Described by some as a 'Brief Encounter' for the new millennium - it will either grab your attention completely or it will leave you cold. Unlike some reviewers I do not believe that you need to have visited Japan to 'get' this film (it will help you get a couple of the jokes) but a familiarity with business travel and hotel living does help. I suspect that one's enjoyment of this film can be determined by the extent to which you can identify with the two leads - I am old enough and cynical enough to be able to identify with Murray but young enough to remember the feelings of confusion of the recently graduated and hence able to identify with Johansson. Therefore, it should come as no surprise that I love this film.
swathes of melancholy
i have rarely found myself identifying so emotionally with the work of Hollywood royalty, but here i see the potential that ms coppola could quite soon outshine her illustrious father and her equally lauded cousin.
it is a little troubling to explain the qualities that elevated lot in translation for me, but the lead performances are not a bad place to start. at first i found the casting a little peculiar, bill murray as a hollywood action film star having a mid-life crisis and tying up the final pay days at the end of his career? not really an obvious choice. And scarlett johansson, well, seeing her as intellectual 20-year old isn't easy. but the effortlessness of the two leads belies an astonishingly accurate and sympathetic portrayal of the two characters. giovanni ribisi is as adaptable as ever and pulls off those astonishing sunglasses with surprising ease!

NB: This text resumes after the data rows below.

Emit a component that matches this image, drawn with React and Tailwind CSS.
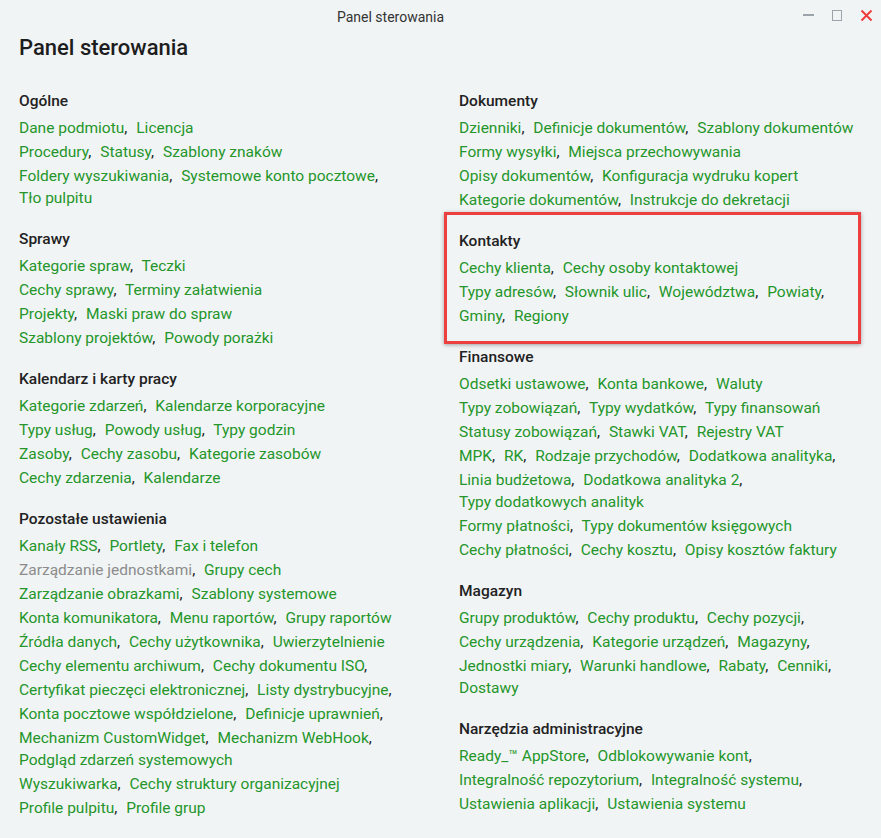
import React from 'react';

// a trailing "," on an item means the list goes on in the next row
const leftSections = [
  {
    title: 'Ogólne',
    groups: [
      ['Dane podmiotu', 'Licencja'],
      ['Procedury', 'Statusy', 'Szablony znaków'],
      ['Foldery wyszukiwania', 'Systemowe konto pocztowe', 'Tło pulpitu'],
    ],
  },
  {
    title: 'Sprawy',
    groups: [
      ['Kategorie spraw', 'Teczki'],
      ['Cechy sprawy', 'Terminy załatwienia'],
      ['Projekty', 'Maski praw do spraw'],
      ['Szablony projektów', 'Powody porażki'],
    ],
  },
  {
    title: 'Kalendarz i karty pracy',
    groups: [
      ['Kategorie zdarzeń', 'Kalendarze korporacyjne'],
      ['Typy usług', 'Powody usług', 'Typy godzin'],
      ['Zasoby', 'Cechy zasobu', 'Kategorie zasobów'],
      ['Cechy zdarzenia', 'Kalendarze'],
    ],
  },
  {
    title: 'Pozostałe ustawienia',
    groups: [
      ['Kanały RSS', 'Portlety', 'Fax i telefon'],
      ['~Zarządzanie jednostkami', 'Grupy cech'],
      ['Zarządzanie obrazkami', 'Szablony systemowe'],
      ['Konta komunikatora', 'Menu raportów', 'Grupy raportów'],
      ['Źródła danych', 'Cechy użytkownika', 'Uwierzytelnienie'],
      ['Cechy elementu archiwum', 'Cechy dokumentu ISO,'],
      ['Certyfikat pieczęci elektronicznej', 'Listy dystrybucyjne,'],
      ['Konta pocztowe współdzielone', 'Definicje uprawnień,'],
      ['Mechanizm CustomWidget', 'Mechanizm WebHook', 'Podgląd zdarzeń systemowych'],
      ['Wyszukiwarka', 'Cechy struktury organizacyjnej'],
      ['Profile pulpitu', 'Profile grup'],
    ],
  },
];

const rightSections = [
  {
    title: 'Dokumenty',
    groups: [
      ['Dzienniki', 'Definicje dokumentów', 'Szablony dokumentów'],
      ['Formy wysyłki', 'Miejsca przechowywania'],
      ['Opisy dokumentów', 'Konfiguracja wydruku kopert'],
      ['Kategorie dokumentów', 'Instrukcje do dekretacji'],
    ],
  },
  {
    title: 'Kontakty',
    highlight: true,
    groups: [
      ['Cechy klienta', 'Cechy osoby kontaktowej'],
      ['Typy adresów', 'Słownik ulic', 'Województwa', 'Powiaty,'],
      ['Gminy', 'Regiony'],
    ],
  },
  {
    title: 'Finansowe',
    groups: [
      ['Odsetki ustawowe', 'Konta bankowe', 'Waluty'],
      ['Typy zobowiązań', 'Typy wydatków', 'Typy finansowań'],
      ['Statusy zobowiązań', 'Stawki VAT', 'Rejestry VAT'],
      ['MPK', 'RK', 'Rodzaje przychodów', 'Dodatkowa analityka,'],
      ['Linia budżetowa', 'Dodatkowa analityka 2', 'Typy dodatkowych analityk'],
      ['Formy płatności', 'Typy dokumentów księgowych'],
      ['Cechy płatności', 'Cechy kosztu', 'Opisy kosztów faktury'],
    ],
  },
  {
    title: 'Magazyn',
    groups: [
      ['Grupy produktów', 'Cechy produktu', 'Cechy pozycji,'],
      ['Cechy urządzenia', 'Kategorie urządzeń', 'Magazyny,'],
      ['Jednostki miary', 'Warunki handlowe', 'Rabaty', 'Cenniki', 'Dostawy'],
    ],
  },
  {
    title: 'Narzędzia administracyjne',
    groups: [
      ['Ready_™ AppStore', 'Odblokowywanie kont,'],
      ['Integralność repozytorium', 'Integralność systemu,'],
      ['Ustawienia aplikacji', 'Ustawienia systemu'],
    ],
  },
];

// where a row wraps inside the window
const wraps = {
  'Systemowe konto pocztowe': true,
  'Mechanizm WebHook': true,
  'Dodatkowa analityka 2': true,
  'Cenniki': true,
};

const LinkGroup = ({ items }) => (
  <div className="mt-[2px] text-[15.5px] leading-[22px]">
    {items.map((raw, i) => {
      const disabled = raw.startsWith('~');
      let label = disabled ? raw.slice(1) : raw;
      const trailing = label.endsWith(',');
      if (trailing) label = label.slice(0, -1);
      const last = i === items.length - 1;
      return (
        <React.Fragment key={label}>
          <span className={disabled ? 'text-[#8c8c8c]' : 'text-[#24962a] cursor-pointer hover:underline'}>
            {label}
          </span>
          {(!last || trailing) && <span className="text-[#222] mr-[5px]">,</span>}
          {!last && (wraps[label] ? <br /> : ' ')}
        </React.Fragment>
      );
    })}
  </div>
);

const Section = ({ section }) => (
  <div className="relative mb-[19.5px]">
    {section.highlight && (
      <div className="absolute -left-[15px] right-[20px] -top-[18px] -bottom-[17px] border-[3px] border-[#ec4040] shadow-[0_1px_4px_rgba(0,0,0,0.35)] pointer-events-none" />
    )}
    <h3 className="text-[15.5px] leading-[22px] font-medium text-[#222] mb-[4.5px]">{section.title}</h3>
    {section.groups.map((g, i) => (
      <LinkGroup key={i} items={g} />
    ))}
  </div>
);

const App = () => {
  return (
    <div className="w-[881px] h-[838px] bg-[#f1f4f5] overflow-hidden" style={{ fontFamily: 'Roboto, "Noto Sans", sans-serif' }}>
      <div className="relative h-[34px] flex items-center justify-center pr-[100px]">
        <span className="text-[14px] text-[#333]">Panel sterowania</span>
        <div className="absolute right-0 top-0 h-[30px] flex items-center gap-[18px] pr-[8px]">
          <div className="w-[11px] h-[2px] bg-[#9aa4aa]" />
          <div className="w-[10px] h-[11px] border border-[#9aa4aa]" />
          <svg width="13" height="13" viewBox="0 0 13 13">
            <path d="M1.5 1.5 L11.5 11.5 M11.5 1.5 L1.5 11.5" stroke="#ef3b3b" strokeWidth="2" />
          </svg>
        </div>
      </div>
      <h1 className="px-[19px] text-[22px] leading-[28px] text-[#1d1d1d] font-medium mb-[28px]">Panel sterowania</h1>
      <div className="grid grid-cols-[440px_1fr] pl-[19px]">
        <div>
          {leftSections.map((s) => (
            <Section key={s.title} section={s} />
          ))}
        </div>
        <div>
          {rightSections.map((s) => (
            <Section key={s.title} section={s} />
          ))}
        </div>
      </div>
    </div>
  );
};

export default App;
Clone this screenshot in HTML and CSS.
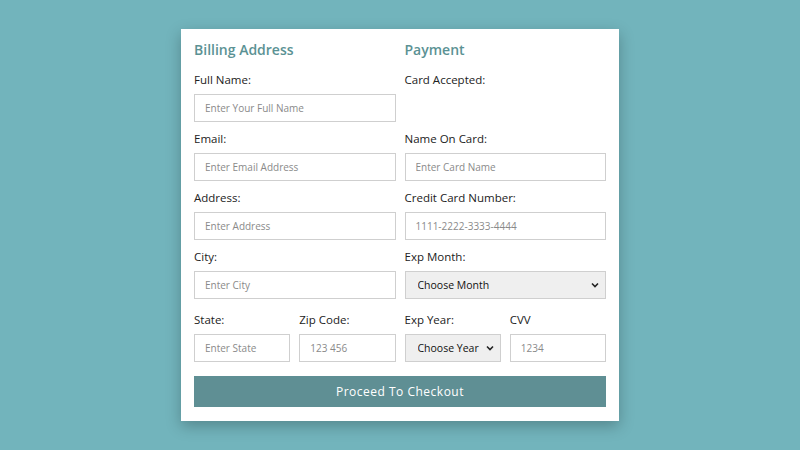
FILE: index.html
```html
<!DOCTYPE html>
<html>
<head>
<link rel="stylesheet" href="styles.css">
</head>
<body>
  <div class="container">
    <form action="">
      <div class="row">
        <div class="col">
          <h3 class="title">Billing Address</h3>
          <div class="inputBox">
            <span>Full Name:</span>
            <input type="text" placeholder="Enter Your Full Name">
          </div>
          <div class="inputBox">
            <span>Email:</span>
            <input type="email" placeholder="Enter Email Address">
          </div>
          <div class="inputBox">
            <span>Address:</span>
            <input type="text" placeholder="Enter Address">
          </div>
          <div class="inputBox">
            <span>City:</span>
            <input type="text" placeholder="Enter City">
          </div>
          <div class="flex">
            <div class="inputBox">
              <span>State:</span>
              <input type="text" placeholder="Enter State">
            </div>
            <div class="inputBox">
              <span>Zip Code:</span>
              <input type="number" placeholder="123 456">
            </div>
          </div>
        </div>

        <div class="col">
          <h3 class="title">Payment</h3>
          <div class="inputBox">
            <span>Card Accepted:</span>
            <div class="cards"></div>
          </div>
          <div class="inputBox">
            <span>Name On Card:</span>
            <input type="text" placeholder="Enter Card Name">
          </div>
          <div class="inputBox">
            <span>Credit Card Number:</span>
            <input type="text" placeholder="1111-2222-3333-4444">
          </div>
          <div class="inputBox">
            <span>Exp Month:</span>
            <select>
              <option value="">Choose Month</option>
              <option>January</option>
              <option>February</option>
              <option>March</option>
            </select>
          </div>
          <div class="flex">
            <div class="inputBox">
              <span>Exp Year:</span>
              <select>
                <option value="">Choose Year</option>
                <option>2023</option>
                <option>2024</option>
                <option>2025</option>
              </select>
            </div>
            <div class="inputBox">
              <span>CVV</span>
              <input type="number" placeholder="1234">
            </div>
          </div>
        </div>
      </div>
      <input type="submit" value="Proceed To Checkout" class="submit_btn">
    </form>
  </div>
</body>
</html>
```

FILE: styles.css
```css
* {
  margin: 0;
  padding: 0;
  box-sizing: border-box;
  font-family: "Open Sans", sans-serif;
}

body {
  background: #72b4bc;
  min-height: 100vh;
  display: flex;
  align-items: center;
  justify-content: center;
}

.container form {
  width: 438px;
  padding: 13px 13px 14px;
  background: #fff;
  box-shadow: 0 5px 14px rgba(0, 0, 0, 0.25);
}

.row {
  display: flex;
  gap: 9px;
}

.col {
  flex: 1;
  min-width: 0;
}

.title {
  font-size: 14px;
  line-height: 16px;
  font-weight: 600;
  color: #5b9294;
  margin-bottom: 13px;
}

.inputBox {
  margin-bottom: 8px;
}

.inputBox span {
  display: block;
  font-size: 11.5px;
  line-height: 17px;
  color: #222;
  margin-bottom: 6px;
}

.inputBox input,
.inputBox select {
  display: block;
  width: 100%;
  height: 28px;
  border: 1px solid #cfcfcf;
  padding: 0 10px;
  font-size: 10px;
  color: #333;
  outline: none;
}

.inputBox input::placeholder {
  color: #8a8a8a;
}

.inputBox select {
  -webkit-appearance: none;
  appearance: none;
  background: #efefef url("data:image/svg+xml,%3Csvg xmlns='http://www.w3.org/2000/svg' width='8' height='6' viewBox='0 0 8 6'%3E%3Cpath d='M1 1.5l3 3 3-3' fill='none' stroke='%23222' stroke-width='1.6'/%3E%3C/svg%3E") no-repeat right 6px center;
  color: #111;
  font-size: 10.5px;
  padding: 0 12px;
}

.cards {
  height: 28px;
}

.flex {
  display: flex;
  gap: 9px;
  margin-top: 12px;
}

.flex .inputBox {
  flex: 1;
  margin-bottom: 0;
}

.submit_btn {
  display: block;
  width: 100%;
  height: 31px;
  margin-top: 14px;
  border: none;
  background: #5f8f94;
  color: #fff;
  font-size: 12px;
  letter-spacing: 0.5px;
  cursor: pointer;
}
```
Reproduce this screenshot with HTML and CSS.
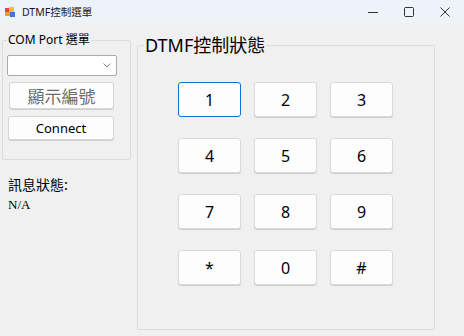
FILE: index.html
```html
<!DOCTYPE html>
<html>
<head>
<meta charset="utf-8">
<link rel="stylesheet" href="styles.css">
</head>
<body>
<div class="window">
  <div class="titlebar">
    <svg class="app-icon" width="10" height="10" viewBox="0 0 10 10">
      <rect x="0" y="1" width="5" height="4" fill="#e8433a"/>
      <rect x="4" y="0" width="5" height="5" fill="#f3c12f"/>
      <rect x="0" y="5" width="5" height="4" fill="#f29a2e"/>
      <rect x="5" y="5" width="5" height="5" fill="#3b7bd6"/>
    </svg>
    <span class="title">DTMF控制選單</span>
    <div class="controls">
      <span class="ctl"><svg width="10" height="10" viewBox="0 0 10 10"><line x1="0" y1="5.5" x2="10" y2="5.5" stroke="#333" stroke-width="1"/></svg></span>
      <span class="ctl"><svg width="10" height="10" viewBox="0 0 10 10"><rect x="0.5" y="0.5" width="9" height="9" rx="1" fill="none" stroke="#333" stroke-width="1"/></svg></span>
      <span class="ctl"><svg width="10" height="10" viewBox="0 0 10 10"><path d="M0.5 0.5 L9.5 9.5 M9.5 0.5 L0.5 9.5" stroke="#333" stroke-width="1"/></svg></span>
    </div>
  </div>
  <div class="main">
    <div class="left">
      <fieldset class="group group-left">
        <legend class="legend-small">COM Port 選單</legend>
        <div class="combo">
          <svg class="chev" width="8" height="5" viewBox="0 0 8 5"><path d="M0.5 0.5 L4 4 L7.5 0.5" fill="none" stroke="#888" stroke-width="1"/></svg>
        </div>
        <button class="btn btn-show">顯示編號</button>
        <button class="btn btn-connect">Connect</button>
      </fieldset>
      <div class="status-label">訊息狀態:</div>
      <div class="status-value">N/A</div>
    </div>
    <fieldset class="group group-right">
      <legend class="legend-big">DTMF控制狀態</legend>
      <div class="keypad">
        <button class="key focused">1</button>
        <button class="key">2</button>
        <button class="key">3</button>
        <button class="key">4</button>
        <button class="key">5</button>
        <button class="key">6</button>
        <button class="key">7</button>
        <button class="key">8</button>
        <button class="key">9</button>
        <button class="key">*</button>
        <button class="key">0</button>
        <button class="key">#</button>
      </div>
    </fieldset>
  </div>
</div>
</body>
</html>
```

FILE: styles.css
```css
html, body {
  margin: 0;
  padding: 0;
}
body {
  width: 464px;
  height: 336px;
  overflow: hidden;
  background: #f0f0f0;
  font-family: "Noto Sans", "Noto Sans CJK TC", sans-serif;
  color: #000;
}
.window {
  width: 464px;
  height: 336px;
  display: flex;
  flex-direction: column;
}
.titlebar {
  height: 23px;
  background: #eef3f9;
  display: flex;
  align-items: center;
  flex-shrink: 0;
}
.app-icon {
  margin-left: 5px;
  margin-top: 1px;
}
.title {
  margin-left: 7px;
  font-size: 10.5px;
  line-height: 14px;
  color: #1a1a1a;
  font-family: "Noto Sans", "Noto Sans CJK TC", sans-serif;
}
.controls {
  margin-left: auto;
  display: flex;
  margin-right: 1px;
}
.ctl {
  width: 36px;
  height: 23px;
  display: flex;
  align-items: center;
  justify-content: center;
}
.main {
  display: flex;
  flex: 1;
  padding-left: 2px;
}
.left {
  width: 129px;
  display: flex;
  flex-direction: column;
}
.group {
  margin: 10px 0 0 0;
  border: 1px solid #dcdcdc;
  border-radius: 2px;
  box-sizing: border-box;
}
.group-left {
  width: 129px;
  height: 127px;
  padding: 0 4px;
}
.legend-small {
  padding: 0 1px;
  font-size: 12px;
  line-height: 14px;
  color: #000;
  font-family: "Noto Sans", "Noto Sans CJK TC", sans-serif;
}
.combo {
  position: relative;
  margin-top: 8px;
  width: 110px;
  height: 21px;
  box-sizing: border-box;
  background: #fff;
  border: 1px solid #aaaaaa;
  border-radius: 2px;
}
.chev {
  position: absolute;
  right: 5px;
  top: 7px;
}
.btn {
  display: block;
  box-sizing: border-box;
  background: #fdfdfd;
  border: 1px solid #d6d6d6;
  border-radius: 3px;
  padding: 0;
  font-family: "Noto Sans", "Noto Sans CJK TC", sans-serif;
  box-shadow: 0 1px 0 #cfcfcf;
}
.btn-show {
  margin: 6px 0 0 2px;
  width: 105px;
  height: 27px;
  font-size: 17px;
  line-height: 25px;
  color: #6d6d6d;
  font-family: "Noto Sans CJK TC", sans-serif;
}
.btn-connect {
  margin: 7px 0 0 1px;
  width: 106px;
  height: 24px;
  font-size: 13px;
  line-height: 22px;
  color: #000;
}
.status-label {
  margin: 15px 0 0 6px;
  font-size: 14px;
  line-height: 18px;
  font-family: "Noto Sans CJK TC", sans-serif;
  font-weight: 400;
  color: #000;
}
.status-value {
  margin: 4px 0 0 6px;
  font-size: 13px;
  line-height: 16px;
  font-family: "Liberation Serif", serif;
  color: #000;
}
.group-right {
  margin-left: 6px;
  width: 298px;
  height: 297px;
  padding: 0 6px;
}
.legend-big {
  padding: 0 1px;
  font-size: 18px;
  line-height: 24px;
  color: #000;
  font-family: "Noto Sans", "Noto Sans CJK TC", sans-serif;
}
.keypad {
  margin: 25px 0 0 34px;
  display: grid;
  grid-template-columns: repeat(3, 63px);
  grid-auto-rows: 35px;
  column-gap: 13px;
  row-gap: 21px;
}
.key {
  box-sizing: border-box;
  background: #fdfdfd;
  border: 1px solid #d9d9d9;
  border-radius: 3px;
  box-shadow: 0 1px 0 #cdcdcd;
  padding: 0;
  font-family: "Noto Sans", sans-serif;
  font-size: 16px;
  color: #000;
}
.key.focused {
  border: 1px solid #0a74d6;
  box-shadow: none;
}
```
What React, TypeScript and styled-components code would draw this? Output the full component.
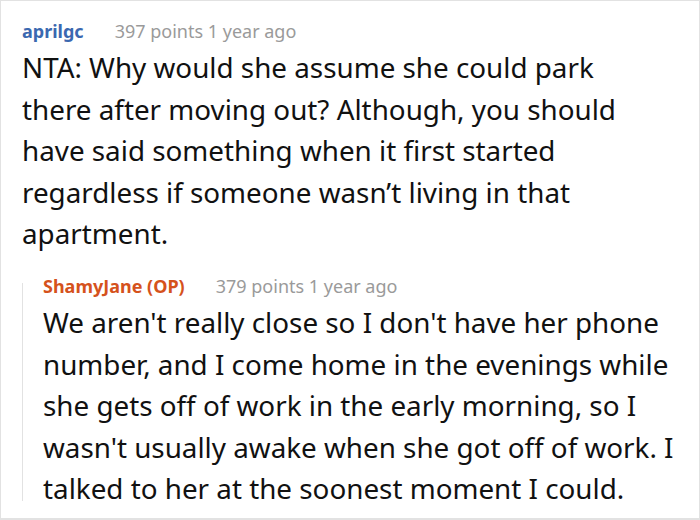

but coppola is not necessarily blessed, it seems she has teased the best bits of her location, her editor, her actors and her cinematographer because everything fits together beautifully and moves seamlessly from encounter to encounter. bill murray's expressions in the lap-dancing club, johansson's melancholic meanderings through beautiful japanese parks and buddhist temples were some of the highlights for me and the excellent choice of music did the imagery no harm whatsoever.
what finally won me over was the concept of it all. i find the idea of taking people out of their comfort zone and asking them to react to new surroundings or new cultures endlessly fascinating. in this case, it is two americans dropped in the most foreign of asian cultures and being isolated so that they must ask thequestions that appear to have been haunting them. but this is more than just a study, it is also the suggestion of something sad and something bautiful always going hand in hand. perhaps that, though everything seems wrong, there is hope in each other, there is hope in something with which we dont yet identify.
i can see that this won't appeal to every audience, it plays more arthouse than hollywood, more foreign film than american. but those are not criticisms for me and i had the pleasure of sitting back and immersing myself in the swathes of melancholy that seem to surrond the characters, like a humid, pervasive climate. i'm not sure if that counts as entertainment? but i certainly found it moving, and that, to me, is the mark of something wonderful indeed. i would recommend 'the unbearable lightness of being' as something evocative of similar emotions. it is certainly a marked improvement from 'the virgin suicides'.